Task to complete =
Skipping all pictures, set down the lines of the listing from the first through the one with "import React from 'react';".

Given data =
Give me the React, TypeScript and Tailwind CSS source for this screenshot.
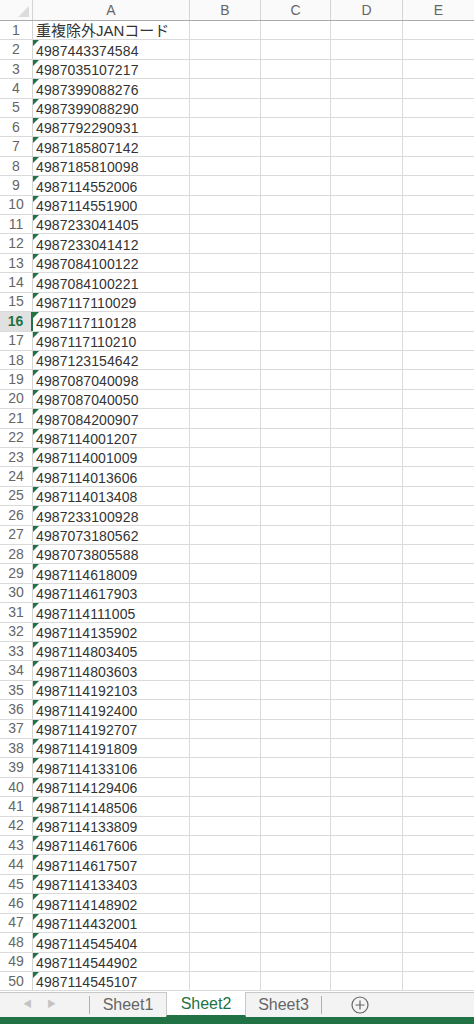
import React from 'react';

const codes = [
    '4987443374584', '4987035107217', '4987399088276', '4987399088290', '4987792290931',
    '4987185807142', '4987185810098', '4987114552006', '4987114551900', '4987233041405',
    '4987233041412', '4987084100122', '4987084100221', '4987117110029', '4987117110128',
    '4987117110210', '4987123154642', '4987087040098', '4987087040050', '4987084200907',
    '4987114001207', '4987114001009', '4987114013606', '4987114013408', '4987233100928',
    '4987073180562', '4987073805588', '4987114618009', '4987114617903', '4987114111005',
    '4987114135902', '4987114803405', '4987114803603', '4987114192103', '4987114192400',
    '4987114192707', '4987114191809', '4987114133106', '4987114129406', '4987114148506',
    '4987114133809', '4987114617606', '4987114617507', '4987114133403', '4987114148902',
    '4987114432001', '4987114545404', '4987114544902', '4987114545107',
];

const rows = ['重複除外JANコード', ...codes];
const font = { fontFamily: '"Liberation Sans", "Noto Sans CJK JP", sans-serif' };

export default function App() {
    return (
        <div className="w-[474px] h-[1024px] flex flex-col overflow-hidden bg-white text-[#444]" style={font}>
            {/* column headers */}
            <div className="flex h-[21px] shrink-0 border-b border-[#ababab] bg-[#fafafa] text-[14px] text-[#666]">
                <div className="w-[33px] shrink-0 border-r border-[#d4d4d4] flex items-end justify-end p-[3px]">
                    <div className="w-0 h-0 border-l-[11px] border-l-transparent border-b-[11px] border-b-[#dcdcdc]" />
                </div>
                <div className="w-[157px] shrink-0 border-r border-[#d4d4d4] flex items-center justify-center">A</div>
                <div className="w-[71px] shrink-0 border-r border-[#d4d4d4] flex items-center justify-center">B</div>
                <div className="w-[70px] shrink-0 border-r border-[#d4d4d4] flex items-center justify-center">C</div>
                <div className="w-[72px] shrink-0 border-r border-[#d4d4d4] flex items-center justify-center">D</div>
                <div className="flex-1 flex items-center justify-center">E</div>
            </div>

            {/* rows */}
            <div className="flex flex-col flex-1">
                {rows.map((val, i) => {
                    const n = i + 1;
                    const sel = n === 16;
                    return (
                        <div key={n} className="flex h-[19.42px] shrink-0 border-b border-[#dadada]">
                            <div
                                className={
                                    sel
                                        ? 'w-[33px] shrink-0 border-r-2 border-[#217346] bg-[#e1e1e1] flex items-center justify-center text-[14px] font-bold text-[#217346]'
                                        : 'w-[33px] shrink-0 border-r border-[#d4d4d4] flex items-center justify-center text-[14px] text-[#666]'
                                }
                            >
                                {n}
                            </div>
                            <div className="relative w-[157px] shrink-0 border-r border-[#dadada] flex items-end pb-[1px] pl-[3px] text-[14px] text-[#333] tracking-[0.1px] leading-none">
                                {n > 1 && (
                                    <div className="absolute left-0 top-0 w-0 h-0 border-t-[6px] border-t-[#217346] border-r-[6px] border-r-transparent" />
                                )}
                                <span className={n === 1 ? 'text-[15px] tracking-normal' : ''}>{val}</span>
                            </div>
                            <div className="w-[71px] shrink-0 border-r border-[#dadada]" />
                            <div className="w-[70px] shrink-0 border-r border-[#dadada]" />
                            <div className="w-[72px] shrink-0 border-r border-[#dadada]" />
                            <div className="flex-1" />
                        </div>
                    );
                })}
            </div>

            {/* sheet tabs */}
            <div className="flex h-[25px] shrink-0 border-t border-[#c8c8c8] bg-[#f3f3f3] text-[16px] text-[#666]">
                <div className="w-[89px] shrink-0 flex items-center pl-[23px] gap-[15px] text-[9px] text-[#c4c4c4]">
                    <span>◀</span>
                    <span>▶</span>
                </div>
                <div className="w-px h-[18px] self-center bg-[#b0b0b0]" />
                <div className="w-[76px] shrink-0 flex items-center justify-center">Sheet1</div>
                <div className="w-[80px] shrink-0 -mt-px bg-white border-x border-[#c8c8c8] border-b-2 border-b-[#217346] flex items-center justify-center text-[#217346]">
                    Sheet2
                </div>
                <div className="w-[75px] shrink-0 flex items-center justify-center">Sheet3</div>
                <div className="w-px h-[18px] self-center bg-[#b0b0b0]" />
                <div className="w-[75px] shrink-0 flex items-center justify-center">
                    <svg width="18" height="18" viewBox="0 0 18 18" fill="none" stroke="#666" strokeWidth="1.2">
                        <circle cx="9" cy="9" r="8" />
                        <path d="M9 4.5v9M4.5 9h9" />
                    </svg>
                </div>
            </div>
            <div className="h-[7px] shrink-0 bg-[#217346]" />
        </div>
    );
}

Result of this exercise =
Give me the React, TypeScript and Tailwind CSS source for this screenshot.
import React from 'react';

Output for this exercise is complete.